For Vu, working in Cobol feels a bit like discovering a lost art. "The shocker for me was that Cobol is still heavily in use, even when my client is using the latest in enterprise Java, C+ and Visual Basic technologies," Vu says.

What's going on here? To paraphrase Mark Twain, the reports of Cobol's death have been greatly exaggerated.

Some 75% of the world's businesses data is still processed in Cobol, and about 90% of all financial transactions are in Cobol, according to Arunn Ramadoss, head of the academic connections program at Micro Focus International PLC, which provides software to help modernize Cobol applications.

Because of the massive installed base, it would be too expensive to try to replace all that code, he says. Instead, many companies are looking for ways to integrate Cobol with newer applications.

The experienced Cobol programmers who can best do that job, however, are dying, or at least retiring. In a 2007 Micro Focus survey of its customers, more than 75% of CIOs said they would need more Cobol programmers over the next five years, and 73% were already having a hard time finding trained Cobol professionals.

Aging out the market

"Without a doubt, it is a challenge to find a developer in Cobol who is not nearing retirement age," says Dale Vecchio, research vice president of application development at Gartner Inc. In 2004, the last time Gartner tried to count Cobol programmers, the consultancy estimated that there were about 2 million of them worldwide and that the number was declining at 5% annually.
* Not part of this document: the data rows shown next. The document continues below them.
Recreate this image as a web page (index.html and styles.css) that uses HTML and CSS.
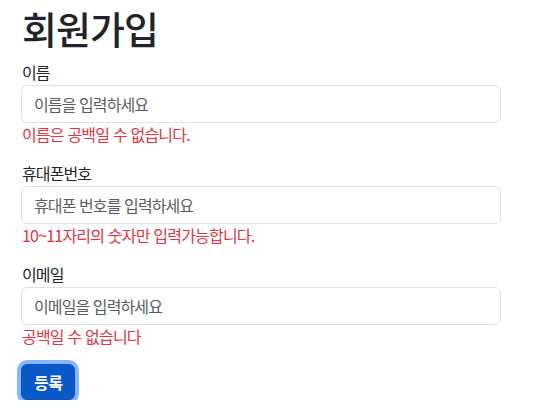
FILE: index.html
```html
<!DOCTYPE html>
<html lang="ko">
<head>
<meta charset="utf-8">
<title>회원가입</title>
<link rel="stylesheet" href="styles.css">
</head>
<body>
<main class="page">
  <h1 class="title">회원가입</h1>
  <form class="form">
    <div class="group">
      <label class="label" for="name">이름</label>
      <input class="input" id="name" type="text" placeholder="이름을 입력하세요">
      <div class="feedback">이름은 공백일 수 없습니다.</div>
    </div>
    <div class="group">
      <label class="label" for="phone">휴대폰번호</label>
      <input class="input" id="phone" type="text" placeholder="휴대폰 번호를 입력하세요">
      <div class="feedback">10~11자리의 숫자만 입력가능합니다.</div>
    </div>
    <div class="group">
      <label class="label" for="email">이메일</label>
      <input class="input" id="email" type="text" placeholder="이메일을 입력하세요">
      <div class="feedback">공백일 수 없습니다</div>
    </div>
    <button class="btn" type="button">등록</button>
  </form>
</main>
</body>
</html>
```
FILE: styles.css
```css
* { box-sizing: border-box; }
html, body { margin: 0; padding: 0; background: #fff; }
body {
  font-family: "Noto Sans CJK KR", "Noto Sans", sans-serif;
  color: #212529;
  font-size: 16px;
}
.page {
  width: 501px;
  padding-left: 21px;
}
.title {
  margin: 4px 0 9px;
  font-size: 38px;
  line-height: 48px;
  font-weight: 500;
  letter-spacing: -1px;
  padding-left: 1px;
}
.form { display: flex; flex-direction: column; align-items: flex-start; }
.group {
  display: flex;
  flex-direction: column;
  width: 100%;
  margin-bottom: 18px;
}
.label {
  display: block;
  line-height: 22px;
  margin-bottom: 2px;
  letter-spacing: -0.9px;
  padding-left: 1px;
}
.input {
  display: block;
  width: 100%;
  height: 38px;
  padding: 0 12px;
  font-family: inherit;
  font-size: 16px;
  letter-spacing: -0.9px;
  color: #212529;
  background: #fff;
  border: 1px solid #dee2e6;
  border-radius: 6px;
  outline: none;
}
.input::placeholder { color: #595c5f; opacity: 1; }
.feedback {
  margin-top: 1px;
  line-height: 20px;
  color: #dc3545;
  letter-spacing: -0.8px;
  padding-left: 1px;
}
.btn {
  height: 36px;
  padding: 0 12px;
  font-family: inherit;
  font-size: 16px;
  font-weight: 700;
  letter-spacing: -0.5px;
  color: #fff;
  background: #0a58ca;
  border: 1px solid #0a53be;
  border-radius: 6px;
  box-shadow: 0 0 0 4px #86b7fe;
}
```
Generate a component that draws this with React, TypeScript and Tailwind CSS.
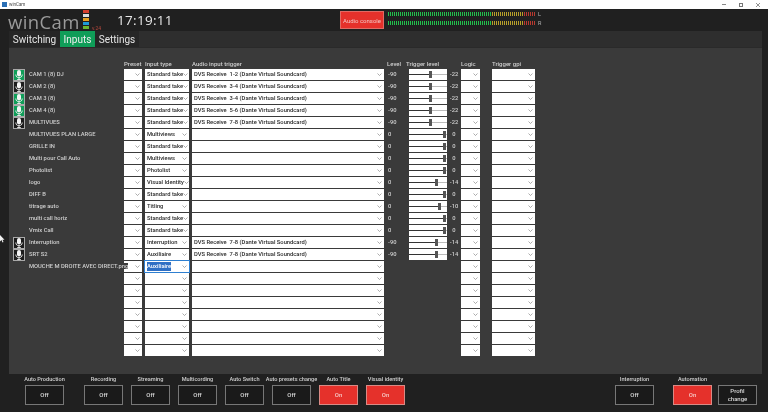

"Cobol will head downhill quickly over the next 10 years ... as baby boomers retire and there is insufficient recharging of the population," notes Vecchio.

As Vu's experience shows, that may mean career opportunities for IT professionals willing to learn and work in Cobol. (How long those opportunities last, however, is a subject of debate. See "Cobol: Going, but when?" for details.)

We surveyed Cobol programmers and companies involved in the Cobol field and determined that the market these days supports two types of careers:

  • An emerging role in which the programmer serves as a bridge between Cobol code and new applications. Such jobs require people who understand Cobol, the business rules and processes on which old Cobol programs are based, and more modern languages such as Java.
  • A more traditional programming path, in which the employee maintains and fixes old Cobol code in addition to writing new code, also still in Cobol.

The Cobol liaison role can be an interesting career path, says Ramadoss. "Cobol doesn't stop at Cobol," he points out. "You can integrate it into any modern technology."

With the emergence of service-oriented architectures, companies are able to more easily reuse their Cobol code, notes Nate Murphy, president of Nate Murphy International, an IT professional services firm.

The 66-year-old Murphy, who has decades of mainframe and Cobol experience, sees a resurgence in the value of Cobol because of the emergence of SOA and IBM's Language Environment, which provides a common runtime environment for combining many different languages, including Cobol.

"Now you can extend and add subroutines for other Web-based features that you need," he says. "All of a sudden you've got a valuable asset in these old Cobol programs, and you can extend them and expand their capability without writing new code."